We then retired to his office for some more chat and were given some awesome chocolate gifts; one of them was a presentation box of the raw ingredients they use which represents the purity and divinity of their approach. Pierre instructed me not to sell it on eBay. I duly agreed and thought that this was something I’d like to keep as a memento of my visit as I’d surely consume everything else.
And then for our mad dash through the Brussels traffic to his flagship store which can be found at the corner of Rue de Minimes and Plus du Grand Sablon:
The building is impressive and is the focal feature of the location. Other imitators such as Godiva and Neuhaus have placed themselves opposite hoping to distract Pierre’s trade, but alas nothing can compare to the Real McCoy (excuse the name drop).
Inside was chocolate heaven perfectly presented. The patisseries were salivating and upstairs the tablettes were also wonderfully presented.
When I was being shown around, I didn’t want to be anywhere else in the world.
With any visit to somewhere so delightful you always regret leaving. But return to the UK I must. I visited some other chocolate shops as I made my way to the central station.
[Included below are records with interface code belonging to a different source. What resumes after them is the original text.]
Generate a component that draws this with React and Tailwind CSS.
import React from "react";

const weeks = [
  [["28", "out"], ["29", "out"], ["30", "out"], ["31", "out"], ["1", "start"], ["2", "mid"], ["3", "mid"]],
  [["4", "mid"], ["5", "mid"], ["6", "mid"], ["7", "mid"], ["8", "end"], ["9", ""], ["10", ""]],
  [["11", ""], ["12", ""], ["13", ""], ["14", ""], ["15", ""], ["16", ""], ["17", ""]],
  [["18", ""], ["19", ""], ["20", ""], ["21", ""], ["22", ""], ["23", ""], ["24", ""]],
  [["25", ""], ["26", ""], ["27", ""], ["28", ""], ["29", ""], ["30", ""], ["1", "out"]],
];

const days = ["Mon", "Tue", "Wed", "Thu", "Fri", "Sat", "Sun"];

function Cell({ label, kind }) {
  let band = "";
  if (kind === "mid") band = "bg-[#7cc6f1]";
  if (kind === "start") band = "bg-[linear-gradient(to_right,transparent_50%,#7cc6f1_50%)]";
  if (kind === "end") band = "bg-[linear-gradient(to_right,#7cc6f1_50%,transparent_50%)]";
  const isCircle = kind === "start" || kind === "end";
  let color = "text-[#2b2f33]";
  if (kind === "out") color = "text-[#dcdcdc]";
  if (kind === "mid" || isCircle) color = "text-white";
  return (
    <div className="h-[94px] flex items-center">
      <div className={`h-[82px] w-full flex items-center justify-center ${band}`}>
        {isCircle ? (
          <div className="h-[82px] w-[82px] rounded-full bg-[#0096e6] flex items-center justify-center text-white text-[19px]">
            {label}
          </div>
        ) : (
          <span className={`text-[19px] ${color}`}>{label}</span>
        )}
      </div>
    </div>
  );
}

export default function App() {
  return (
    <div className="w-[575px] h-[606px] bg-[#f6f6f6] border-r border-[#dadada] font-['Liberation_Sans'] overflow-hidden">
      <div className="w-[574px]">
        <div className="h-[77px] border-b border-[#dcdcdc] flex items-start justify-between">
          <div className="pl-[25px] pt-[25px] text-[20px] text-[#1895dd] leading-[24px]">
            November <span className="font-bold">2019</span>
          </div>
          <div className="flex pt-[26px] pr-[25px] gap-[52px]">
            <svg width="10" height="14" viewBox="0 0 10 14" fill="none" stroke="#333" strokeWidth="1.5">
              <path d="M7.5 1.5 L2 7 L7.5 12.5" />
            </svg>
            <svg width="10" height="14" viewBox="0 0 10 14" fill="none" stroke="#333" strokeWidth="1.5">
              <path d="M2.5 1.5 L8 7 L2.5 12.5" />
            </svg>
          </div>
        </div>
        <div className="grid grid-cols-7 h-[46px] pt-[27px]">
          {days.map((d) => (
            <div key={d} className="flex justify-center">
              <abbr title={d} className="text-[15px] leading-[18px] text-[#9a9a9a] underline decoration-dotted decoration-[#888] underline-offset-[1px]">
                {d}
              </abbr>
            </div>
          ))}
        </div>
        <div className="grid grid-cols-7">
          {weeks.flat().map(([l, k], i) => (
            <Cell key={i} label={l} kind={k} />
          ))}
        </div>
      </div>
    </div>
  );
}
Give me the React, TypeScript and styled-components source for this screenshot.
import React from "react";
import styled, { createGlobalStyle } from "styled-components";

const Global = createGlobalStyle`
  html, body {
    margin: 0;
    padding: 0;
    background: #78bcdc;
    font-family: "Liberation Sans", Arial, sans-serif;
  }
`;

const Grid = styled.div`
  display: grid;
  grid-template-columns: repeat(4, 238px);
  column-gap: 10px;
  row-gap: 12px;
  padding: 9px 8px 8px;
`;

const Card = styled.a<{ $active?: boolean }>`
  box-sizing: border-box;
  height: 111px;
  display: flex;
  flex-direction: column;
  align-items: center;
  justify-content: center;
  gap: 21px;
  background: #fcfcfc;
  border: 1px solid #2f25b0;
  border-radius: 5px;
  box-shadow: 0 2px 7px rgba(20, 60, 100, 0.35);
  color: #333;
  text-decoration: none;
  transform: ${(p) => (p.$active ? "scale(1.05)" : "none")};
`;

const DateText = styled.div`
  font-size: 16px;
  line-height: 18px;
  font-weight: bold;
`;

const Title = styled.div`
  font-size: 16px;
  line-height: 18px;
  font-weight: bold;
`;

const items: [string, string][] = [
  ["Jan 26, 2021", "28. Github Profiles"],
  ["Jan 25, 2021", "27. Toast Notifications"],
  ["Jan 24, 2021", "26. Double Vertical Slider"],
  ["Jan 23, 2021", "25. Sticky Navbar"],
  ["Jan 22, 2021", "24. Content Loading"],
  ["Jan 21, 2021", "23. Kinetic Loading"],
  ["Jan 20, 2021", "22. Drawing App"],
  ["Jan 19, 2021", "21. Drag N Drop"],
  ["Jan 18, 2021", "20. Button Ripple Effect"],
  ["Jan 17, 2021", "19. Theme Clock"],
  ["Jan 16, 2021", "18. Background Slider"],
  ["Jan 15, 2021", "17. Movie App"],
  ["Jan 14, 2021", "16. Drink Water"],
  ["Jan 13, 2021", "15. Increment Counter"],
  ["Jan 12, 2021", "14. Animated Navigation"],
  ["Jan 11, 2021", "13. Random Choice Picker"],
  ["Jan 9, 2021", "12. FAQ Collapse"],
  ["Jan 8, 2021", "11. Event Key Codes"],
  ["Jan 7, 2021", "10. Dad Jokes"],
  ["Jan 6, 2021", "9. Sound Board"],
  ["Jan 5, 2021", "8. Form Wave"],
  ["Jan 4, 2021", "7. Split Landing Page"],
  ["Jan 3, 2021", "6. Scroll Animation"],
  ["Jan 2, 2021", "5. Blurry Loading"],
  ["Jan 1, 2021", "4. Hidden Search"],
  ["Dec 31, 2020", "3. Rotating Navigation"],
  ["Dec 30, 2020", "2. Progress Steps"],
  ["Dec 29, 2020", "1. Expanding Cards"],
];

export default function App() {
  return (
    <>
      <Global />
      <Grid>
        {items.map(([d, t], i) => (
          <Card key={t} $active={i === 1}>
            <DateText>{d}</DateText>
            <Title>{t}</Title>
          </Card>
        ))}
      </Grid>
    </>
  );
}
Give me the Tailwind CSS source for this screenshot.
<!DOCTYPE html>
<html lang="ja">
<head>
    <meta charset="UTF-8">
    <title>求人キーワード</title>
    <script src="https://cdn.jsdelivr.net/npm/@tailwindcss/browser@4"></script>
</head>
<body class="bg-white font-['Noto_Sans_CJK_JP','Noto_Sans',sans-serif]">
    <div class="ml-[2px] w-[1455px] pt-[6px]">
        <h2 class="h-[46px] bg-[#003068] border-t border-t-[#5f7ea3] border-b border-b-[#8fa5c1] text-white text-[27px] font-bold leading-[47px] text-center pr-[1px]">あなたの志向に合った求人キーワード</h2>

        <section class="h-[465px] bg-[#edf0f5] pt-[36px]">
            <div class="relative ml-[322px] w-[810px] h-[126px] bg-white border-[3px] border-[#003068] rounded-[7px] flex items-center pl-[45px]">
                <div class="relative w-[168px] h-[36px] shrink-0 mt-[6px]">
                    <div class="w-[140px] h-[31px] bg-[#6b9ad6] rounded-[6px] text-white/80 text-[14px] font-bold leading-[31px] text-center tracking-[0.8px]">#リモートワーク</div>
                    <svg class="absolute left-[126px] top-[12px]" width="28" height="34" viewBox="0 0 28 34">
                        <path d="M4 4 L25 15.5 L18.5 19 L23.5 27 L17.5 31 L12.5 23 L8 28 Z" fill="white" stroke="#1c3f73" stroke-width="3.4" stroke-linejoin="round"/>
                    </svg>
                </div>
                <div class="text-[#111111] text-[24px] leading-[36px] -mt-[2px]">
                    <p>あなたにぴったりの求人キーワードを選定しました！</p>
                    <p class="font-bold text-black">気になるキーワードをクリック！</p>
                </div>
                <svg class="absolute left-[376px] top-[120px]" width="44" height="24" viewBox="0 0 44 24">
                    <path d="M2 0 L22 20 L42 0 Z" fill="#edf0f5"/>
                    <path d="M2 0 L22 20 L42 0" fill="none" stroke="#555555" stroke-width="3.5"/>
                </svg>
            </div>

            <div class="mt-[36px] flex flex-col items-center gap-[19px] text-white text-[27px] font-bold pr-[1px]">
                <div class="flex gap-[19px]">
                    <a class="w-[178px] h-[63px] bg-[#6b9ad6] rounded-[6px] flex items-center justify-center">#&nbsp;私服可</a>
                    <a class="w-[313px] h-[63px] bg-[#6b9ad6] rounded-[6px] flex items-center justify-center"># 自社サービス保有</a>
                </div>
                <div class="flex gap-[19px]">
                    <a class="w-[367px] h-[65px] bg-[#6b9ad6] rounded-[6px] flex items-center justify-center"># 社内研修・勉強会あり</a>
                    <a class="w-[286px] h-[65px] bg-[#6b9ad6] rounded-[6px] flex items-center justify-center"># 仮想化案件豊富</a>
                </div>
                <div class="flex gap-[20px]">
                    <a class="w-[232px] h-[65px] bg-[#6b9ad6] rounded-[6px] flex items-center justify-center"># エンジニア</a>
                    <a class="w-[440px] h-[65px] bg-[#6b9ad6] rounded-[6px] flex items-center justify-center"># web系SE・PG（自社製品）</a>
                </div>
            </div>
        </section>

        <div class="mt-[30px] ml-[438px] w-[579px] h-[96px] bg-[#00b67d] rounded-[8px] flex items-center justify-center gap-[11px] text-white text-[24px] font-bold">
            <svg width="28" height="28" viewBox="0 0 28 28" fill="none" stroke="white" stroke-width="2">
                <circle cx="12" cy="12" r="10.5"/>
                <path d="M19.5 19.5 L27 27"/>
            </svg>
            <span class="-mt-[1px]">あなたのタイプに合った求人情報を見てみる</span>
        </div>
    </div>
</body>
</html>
All were comparatively Primark in their nature compared to the gorgeousness of the Pierre Marcolini stores. I left with a whole heap of chocolate, books and recipes, but more importantly a changed perception of what Belgian chocolate can be if you pass by the Godiva, Neuhaus and Leonidas shops and just go straight for the best: Pierre Marcolini.
I expect Pierre will make a greater variety of his chocolates available in the UK this year. I’ve already tried his Palets Fins and Saveurs du Monde and absolutely loved them, if you didn’t want to spend that sort of money, you can wait for the new ranges to go online. But if you wanted a new, fantastic chocolate experience, buy some of the current range.
Excuse me, I’ve got a whole heap of his pralines to try. I might be a while!